- EU and U.S. based producers slow down production of steel amid high energy costs, weaker demand.
- Amid many compounding economic pressures, demand has begun to show signs of easing.
- The steel sector is among multiple energy-intensive industries that are particularly vulnerable to the ongoing energy crisis
The Raw Steels Monthly Metals Index (MMI) fell by 3.04% from September to October. U.S. steel prices continued to drop throughout September. However, declines for both hot rolled coil prices and cold rolled coil prices slowed to a sideways trend. Plate prices, which have shown the most strength of steel prices, traded down for the second consecutive month. They now sit at their lowest level since September 2021.
U.S. Steel Idles Two Furnaces as Steel Prices Slide
As steel prices continue their slow descent, one steelmaker appears eager to cut capacity. In early September, U.S. Steel idled its 1.5 million short ton per year blast furnace with no scheduled restart date. The company attributed the decision to “high import levels and market conditions.” Most likely, this was a reference to the steep price declines among steel commodities since October 2021.
More recently, U.S. Steel announced the indefinite idling of its 1.4 million-short-ton-per-year Mon Valley blast furnace. The furnace was previously taken offline on September 3 for maintenance. Although the company initially planned to return it to production after 30 days, they later announced it would remain idle. According to a company statement, management wished to “balance our production with our order book.”

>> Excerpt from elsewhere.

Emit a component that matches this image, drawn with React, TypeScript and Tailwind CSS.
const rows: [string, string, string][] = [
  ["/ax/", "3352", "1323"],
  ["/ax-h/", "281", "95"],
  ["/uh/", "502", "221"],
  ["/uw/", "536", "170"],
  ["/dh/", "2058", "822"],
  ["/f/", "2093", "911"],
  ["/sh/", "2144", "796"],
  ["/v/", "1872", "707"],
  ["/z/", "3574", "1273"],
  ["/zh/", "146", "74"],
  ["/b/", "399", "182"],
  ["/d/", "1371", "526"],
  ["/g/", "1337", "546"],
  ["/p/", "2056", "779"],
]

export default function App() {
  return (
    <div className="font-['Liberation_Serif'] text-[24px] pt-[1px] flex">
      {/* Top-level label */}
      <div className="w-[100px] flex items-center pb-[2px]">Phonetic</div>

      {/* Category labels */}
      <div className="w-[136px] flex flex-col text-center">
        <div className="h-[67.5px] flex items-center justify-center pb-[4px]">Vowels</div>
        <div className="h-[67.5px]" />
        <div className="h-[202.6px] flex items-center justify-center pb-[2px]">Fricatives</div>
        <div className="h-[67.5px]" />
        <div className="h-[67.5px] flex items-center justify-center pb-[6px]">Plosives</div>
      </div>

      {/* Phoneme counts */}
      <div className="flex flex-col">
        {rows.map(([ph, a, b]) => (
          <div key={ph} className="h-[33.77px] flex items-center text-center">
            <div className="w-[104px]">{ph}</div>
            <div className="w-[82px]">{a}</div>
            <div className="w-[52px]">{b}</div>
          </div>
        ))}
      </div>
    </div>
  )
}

The steelmaker’s latest decisions suggest that the domestic markets continue to grapple with oversupply despite the loss of competitively priced European imports. Amid many compounding economic pressures, demand has begun to show signs of easing. Meanwhile, ongoing ramp-ups from new and expanded mills continue to inflate domestic capacity.
Over the past six months, steel production has enjoyed an upward trend. Imports, however, continue to decline from March highs.
Following $120/St Drop, Nucor to Keep Plate Prices Flat
U.S. Steel is not alone in its attempts to stop the decent of steel prices. After complaints over the record-high spread between HRC and plate prices, Nucor dropped plate prices by $120/st in late July. The company also attempted (albeit unsuccessfully) to raise HRC prices by $50/st. Since that announcement, plate prices have fallen $168/st.
Following two months of declines, the steelmaker now wishes to push the plate price trend sideways again. In early Octobor, Nucor announced no change to November plate prices from its last quote of $1,620/st. That said, it’s uncertain whether the latest move will stick. It’s true that the spread between the late-April peak and current prices continues to expand. However, the overall declines thus far have been slow, with plate prices diverging from the much steeper descents of HRC, CRC, and HDG. That said, U.S. plate prices still hold a premium over their global counterparts. This means domestic market dynamics will largely determine future price direction.
Europe Looks to Protect Steel Sector After Curtailments
Meanwhile, European countries have begun implementing emergency measures to mitigate rising energy prices. The steel sector is among multiple energy-intensive industries that are particularly vulnerable to the ongoing energy crisis, thus impacting steel prices. Rising input costs, on top of eroding demand, have already caused a wave of curtailments that threaten the viability of Europe’s entire metal sector.
By late September, Italy approved energy bonuses for companies. As part of the decree, operating steel producers will receive a 40% tax discount for energy spending from October through November. According to the GMK Center, scrap processors will receive a 30% discount.
Germany is particularly vulnerable due to its outsized reliance on Russian gas. The country assembled two multi-billion dollar aid packages at the beginning and end of September in hopes of bridling energy prices. The first of those packages earmarked €1.7 billion to provide tax benefits to 9,000 energy-intensive businesses.
Beginning in October, the UK established electricity price limits for British companies, which could cut wholesale prices by half. This policy will last for six months. However, scheduled governmental reviews will determine any support beyond that date (March 2023). This will continue to impact steel prices.
Many of the measures approved thus far appear limited in scope, considering the energy crisis could realistically last years. It remains uncertain how effective these efforts will be in preventing the permanent loss of European steel capacity in the long term. However, recent actions suggest that countries see protecting their industrial sectors as strategically important. This appears a stark contrast with placing the focus only on individual consumers.
European countries have thus far allocated roughly €500 billion in total to the energy crisis. This should go a long way in helping to minimize European sourcing disruptions for the capacity that remains operational.